* start *

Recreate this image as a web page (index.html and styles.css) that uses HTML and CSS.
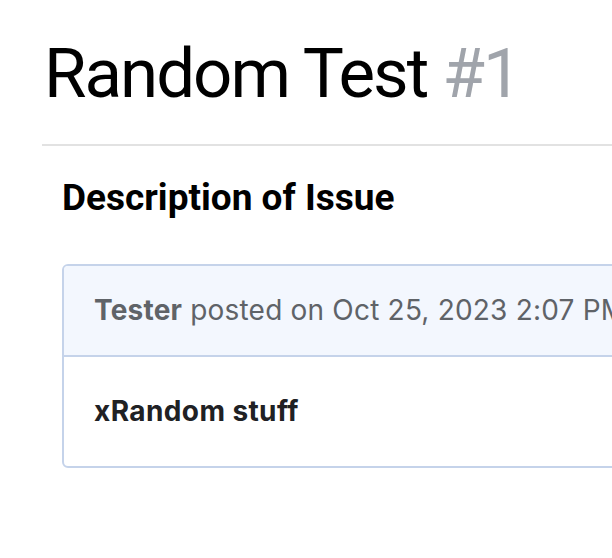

* end *
* start *

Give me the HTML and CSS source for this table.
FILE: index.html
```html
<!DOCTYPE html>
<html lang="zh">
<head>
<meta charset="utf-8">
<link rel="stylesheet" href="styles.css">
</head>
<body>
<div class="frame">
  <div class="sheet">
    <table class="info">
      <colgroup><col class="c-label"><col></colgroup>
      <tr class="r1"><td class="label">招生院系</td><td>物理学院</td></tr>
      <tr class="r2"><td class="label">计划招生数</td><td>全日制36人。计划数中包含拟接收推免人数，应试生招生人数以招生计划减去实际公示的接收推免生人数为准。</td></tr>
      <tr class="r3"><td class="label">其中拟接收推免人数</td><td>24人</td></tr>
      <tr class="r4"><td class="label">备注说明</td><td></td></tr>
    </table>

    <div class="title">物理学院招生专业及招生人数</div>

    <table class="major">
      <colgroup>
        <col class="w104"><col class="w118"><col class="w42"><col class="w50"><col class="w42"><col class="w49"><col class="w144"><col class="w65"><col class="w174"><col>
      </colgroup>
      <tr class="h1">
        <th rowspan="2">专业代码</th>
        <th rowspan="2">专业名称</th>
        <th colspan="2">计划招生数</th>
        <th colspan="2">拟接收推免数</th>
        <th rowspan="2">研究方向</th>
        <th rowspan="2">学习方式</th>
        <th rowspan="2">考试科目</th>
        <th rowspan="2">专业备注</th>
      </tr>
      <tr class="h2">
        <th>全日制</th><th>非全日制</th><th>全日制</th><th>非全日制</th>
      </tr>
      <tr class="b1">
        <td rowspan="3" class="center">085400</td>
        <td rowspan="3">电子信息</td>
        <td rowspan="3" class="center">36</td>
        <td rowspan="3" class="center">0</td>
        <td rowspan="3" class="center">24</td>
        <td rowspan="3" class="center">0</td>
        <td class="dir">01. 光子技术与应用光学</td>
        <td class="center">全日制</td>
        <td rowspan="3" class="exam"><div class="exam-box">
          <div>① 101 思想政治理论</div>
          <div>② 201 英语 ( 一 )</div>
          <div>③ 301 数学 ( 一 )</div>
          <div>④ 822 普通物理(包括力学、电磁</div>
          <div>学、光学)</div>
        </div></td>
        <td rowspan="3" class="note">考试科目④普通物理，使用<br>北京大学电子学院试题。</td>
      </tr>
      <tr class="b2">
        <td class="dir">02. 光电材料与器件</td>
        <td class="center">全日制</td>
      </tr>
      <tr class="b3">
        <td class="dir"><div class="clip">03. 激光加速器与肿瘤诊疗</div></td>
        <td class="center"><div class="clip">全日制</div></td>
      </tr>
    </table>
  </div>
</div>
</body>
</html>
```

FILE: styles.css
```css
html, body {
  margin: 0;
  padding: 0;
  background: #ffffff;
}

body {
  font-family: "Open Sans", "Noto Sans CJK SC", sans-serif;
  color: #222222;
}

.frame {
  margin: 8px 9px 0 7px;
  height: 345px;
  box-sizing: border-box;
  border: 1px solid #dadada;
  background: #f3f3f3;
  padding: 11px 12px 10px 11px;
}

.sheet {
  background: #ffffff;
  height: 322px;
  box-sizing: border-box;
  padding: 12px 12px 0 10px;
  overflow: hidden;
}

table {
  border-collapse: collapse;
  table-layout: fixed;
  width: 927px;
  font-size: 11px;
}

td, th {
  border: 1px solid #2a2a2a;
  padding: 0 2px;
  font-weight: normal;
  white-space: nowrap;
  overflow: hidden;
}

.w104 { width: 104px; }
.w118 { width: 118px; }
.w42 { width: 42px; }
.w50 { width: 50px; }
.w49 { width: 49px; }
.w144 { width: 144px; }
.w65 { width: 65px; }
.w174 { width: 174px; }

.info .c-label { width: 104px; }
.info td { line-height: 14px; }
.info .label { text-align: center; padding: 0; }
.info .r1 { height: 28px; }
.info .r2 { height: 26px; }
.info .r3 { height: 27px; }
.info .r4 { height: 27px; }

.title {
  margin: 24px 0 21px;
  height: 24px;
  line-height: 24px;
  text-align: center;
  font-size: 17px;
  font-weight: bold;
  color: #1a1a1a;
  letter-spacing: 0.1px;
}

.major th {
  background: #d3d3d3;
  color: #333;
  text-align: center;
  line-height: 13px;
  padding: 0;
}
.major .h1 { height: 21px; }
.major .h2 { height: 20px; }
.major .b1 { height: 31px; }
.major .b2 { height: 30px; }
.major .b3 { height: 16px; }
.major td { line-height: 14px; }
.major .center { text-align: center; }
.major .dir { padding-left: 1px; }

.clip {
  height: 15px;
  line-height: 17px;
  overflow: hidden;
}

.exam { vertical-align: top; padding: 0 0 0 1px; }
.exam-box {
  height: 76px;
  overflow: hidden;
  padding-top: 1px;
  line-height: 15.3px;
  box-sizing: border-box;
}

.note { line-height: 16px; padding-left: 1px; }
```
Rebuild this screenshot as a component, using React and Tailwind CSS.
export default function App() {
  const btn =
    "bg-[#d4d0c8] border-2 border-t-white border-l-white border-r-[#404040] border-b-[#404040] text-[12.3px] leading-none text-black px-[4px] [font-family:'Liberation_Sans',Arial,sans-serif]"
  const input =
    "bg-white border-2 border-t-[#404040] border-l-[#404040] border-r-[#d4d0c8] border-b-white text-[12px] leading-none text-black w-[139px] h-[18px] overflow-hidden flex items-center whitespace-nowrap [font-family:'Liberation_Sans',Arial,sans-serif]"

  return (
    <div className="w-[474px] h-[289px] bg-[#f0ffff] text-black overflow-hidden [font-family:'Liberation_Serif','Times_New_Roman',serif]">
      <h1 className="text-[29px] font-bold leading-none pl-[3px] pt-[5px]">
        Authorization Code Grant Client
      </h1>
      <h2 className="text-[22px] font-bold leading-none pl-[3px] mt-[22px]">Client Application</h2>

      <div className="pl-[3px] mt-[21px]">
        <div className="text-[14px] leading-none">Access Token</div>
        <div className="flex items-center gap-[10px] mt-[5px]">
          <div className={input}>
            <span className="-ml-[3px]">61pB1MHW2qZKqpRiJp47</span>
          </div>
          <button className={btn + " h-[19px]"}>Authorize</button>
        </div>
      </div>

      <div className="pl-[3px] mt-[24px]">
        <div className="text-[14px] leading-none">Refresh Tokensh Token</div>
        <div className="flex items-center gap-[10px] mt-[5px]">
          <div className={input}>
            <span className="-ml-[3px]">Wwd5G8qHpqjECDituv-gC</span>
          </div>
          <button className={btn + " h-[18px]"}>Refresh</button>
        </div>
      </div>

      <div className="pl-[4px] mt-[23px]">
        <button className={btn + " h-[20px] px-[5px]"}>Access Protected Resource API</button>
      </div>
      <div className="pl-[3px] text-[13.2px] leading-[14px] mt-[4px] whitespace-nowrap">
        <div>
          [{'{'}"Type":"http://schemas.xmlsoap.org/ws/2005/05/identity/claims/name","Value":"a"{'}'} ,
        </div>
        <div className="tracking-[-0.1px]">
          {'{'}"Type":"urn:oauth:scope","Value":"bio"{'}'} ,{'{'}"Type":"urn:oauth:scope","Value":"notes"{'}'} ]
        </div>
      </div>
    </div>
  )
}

* end *

• Required task: For each line in the data above that contains the string "index", extract the line.

• Exercise solution:
Recreate this image as a web page (index.html and styles.css) that uses HTML and CSS.
FILE: index.html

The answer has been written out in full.